04-19-2014 10:54 PM
I have a data set in excel,
there ise a target value on this data set, churners=1, non-churner=0
I am a very beginner in SAS Enterperise Miner,
So I need to someone to help me, its very urgent for me pls.
I attached the data, CHURN column is my target value (flag)
I want to understand which customers are churning,
I want to come up with initial findings on how churners are different than non-churners.
I must find at least one or two model, to understand the which columns are important for churners etc.
04-21-2014 11:48 AM
Are you looking at real data or just toy dataset? You may want to look into association rules - there are many papers SAS and academic, as well as someone in the telecom area.
04-23-2014 10:39 AM
As a new user of Enterprise Miner, a good place to start is the Getting Started guide. It will walk you through an example using some data preparation nodes, modeling nodes, model comparison, and the scoring of new observations. Find the correct version here: SAS Enterprise Miner
If at some point you have time stamps in your data, you might be interested in this SAS Global Forum paper on survival data mining. This technique helps to predict not just if a customer will churn, but when: http://support.sas.com/resources/papers/proceedings12/132-2012.pdf
04-23-2014 01:53 PM
Good suggestions so far. Laura's suggestion is very good.
With a binary variable, many analysts (and business users) like the output from the Decision Tree node. It can help you identify which variables might be important factors for churn and give you a model to score new data.

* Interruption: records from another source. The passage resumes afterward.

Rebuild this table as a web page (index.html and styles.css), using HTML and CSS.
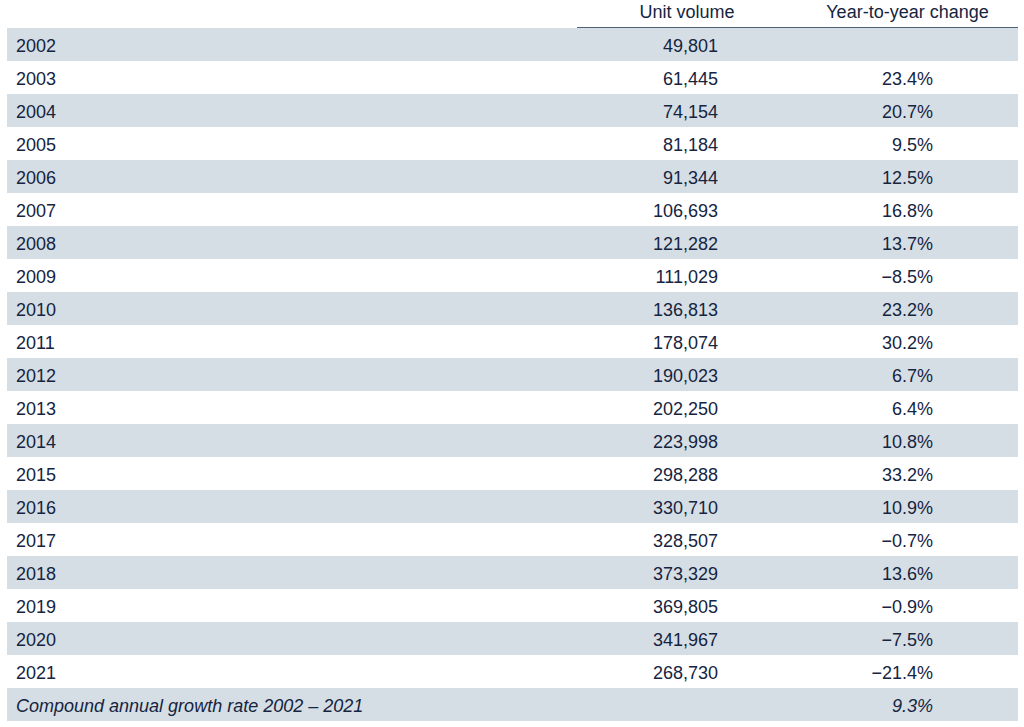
FILE: index.html
```html
<!DOCTYPE html>
<html lang="en">
<head>
<meta charset="utf-8">
<title>Unit volume</title>
<link rel="stylesheet" href="styles.css">
</head>
<body>
<table class="data">
  <colgroup>
    <col class="c-year">
    <col class="c-vol">
    <col class="c-chg">
  </colgroup>
  <thead>
    <tr>
      <th class="blank"></th>
      <th>Unit volume</th>
      <th>Year-to-year change</th>
    </tr>
  </thead>
  <tbody>
    <tr><td>2002</td><td class="vol">49,801</td><td class="chg"></td></tr>
    <tr><td>2003</td><td class="vol">61,445</td><td class="chg">23.4%</td></tr>
    <tr><td>2004</td><td class="vol">74,154</td><td class="chg">20.7%</td></tr>
    <tr><td>2005</td><td class="vol">81,184</td><td class="chg">9.5%</td></tr>
    <tr><td>2006</td><td class="vol">91,344</td><td class="chg">12.5%</td></tr>
    <tr><td>2007</td><td class="vol">106,693</td><td class="chg">16.8%</td></tr>
    <tr><td>2008</td><td class="vol">121,282</td><td class="chg">13.7%</td></tr>
    <tr><td>2009</td><td class="vol">111,029</td><td class="chg">&minus;8.5%</td></tr>
    <tr><td>2010</td><td class="vol">136,813</td><td class="chg">23.2%</td></tr>
    <tr><td>2011</td><td class="vol">178,074</td><td class="chg">30.2%</td></tr>
    <tr><td>2012</td><td class="vol">190,023</td><td class="chg">6.7%</td></tr>
    <tr><td>2013</td><td class="vol">202,250</td><td class="chg">6.4%</td></tr>
    <tr><td>2014</td><td class="vol">223,998</td><td class="chg">10.8%</td></tr>
    <tr><td>2015</td><td class="vol">298,288</td><td class="chg">33.2%</td></tr>
    <tr><td>2016</td><td class="vol">330,710</td><td class="chg">10.9%</td></tr>
    <tr><td>2017</td><td class="vol">328,507</td><td class="chg">&minus;0.7%</td></tr>
    <tr><td>2018</td><td class="vol">373,329</td><td class="chg">13.6%</td></tr>
    <tr><td>2019</td><td class="vol">369,805</td><td class="chg">&minus;0.9%</td></tr>
    <tr><td>2020</td><td class="vol">341,967</td><td class="chg">&minus;7.5%</td></tr>
    <tr><td>2021</td><td class="vol">268,730</td><td class="chg">&minus;21.4%</td></tr>
    <tr class="total"><td>Compound annual growth rate 2002 &ndash; 2021</td><td class="vol"></td><td class="chg">9.3%</td></tr>
  </tbody>
</table>
</body>
</html>
```

FILE: styles.css
```css
html, body {
  margin: 0;
  padding: 0;
  background: #ffffff;
}

body {
  font-family: "Liberation Sans", Arial, sans-serif;
  font-size: 18px;
  color: #15243f;
}

.data {
  border-collapse: collapse;
  border-spacing: 0;
  table-layout: fixed;
  width: 1011px;
  margin-left: 7px;
}

.c-year { width: 570px; }
.c-vol { width: 220px; }
.c-chg { width: 221px; }

.data th {
  font-weight: normal;
  text-align: center;
  padding: 2px 0 4px 0;
  line-height: 21px;
  border-bottom: 1px solid #4f6279;
}

.data th.blank {
  border-bottom: none;
}

.data td {
  height: 33px;
  box-sizing: border-box;
  padding: 3px 0 0 0;
  line-height: 30px;
  white-space: nowrap;
  vertical-align: top;
}

.data td:first-child {
  padding-left: 9px;
}

.data td.vol {
  text-align: right;
  padding-right: 79px;
}

.data td.chg {
  text-align: right;
  padding-right: 85px;
}

.data tbody tr:nth-child(odd) td {
  background: #d6dee5;
}

.data tr.total td {
  font-style: italic;
}
```
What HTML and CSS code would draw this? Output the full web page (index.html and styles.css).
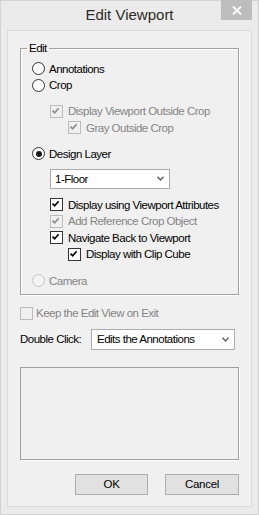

Here is some good reading:http://support.sas.com/publishing/pubcat/chaps/57587.pdf
A REALLY good book to pick up is http://www.amazon.com/Data-Mining-Techniques-Relationship-Management/dp/0470650931. It has a great chapter on decision trees and likely covers survival analysis too.
Your data set has character variables that I *think* should be numeric. For example, Revenue would look like 22.000.000 which I think should have been $22,000,000 (or 22000000)?
When you import the data into EM, make sure you spend the time to set the roles and levels of each variable. Churn would be Target and Binary. There are a number of other variables that should be set to Binary too.
Customer could be set to a role of ID.
ChurnDep should be Rejected because it is redundant to churn. The decision tree will split once on that variable and stop splitting.
Calibrat should also likely be rejected.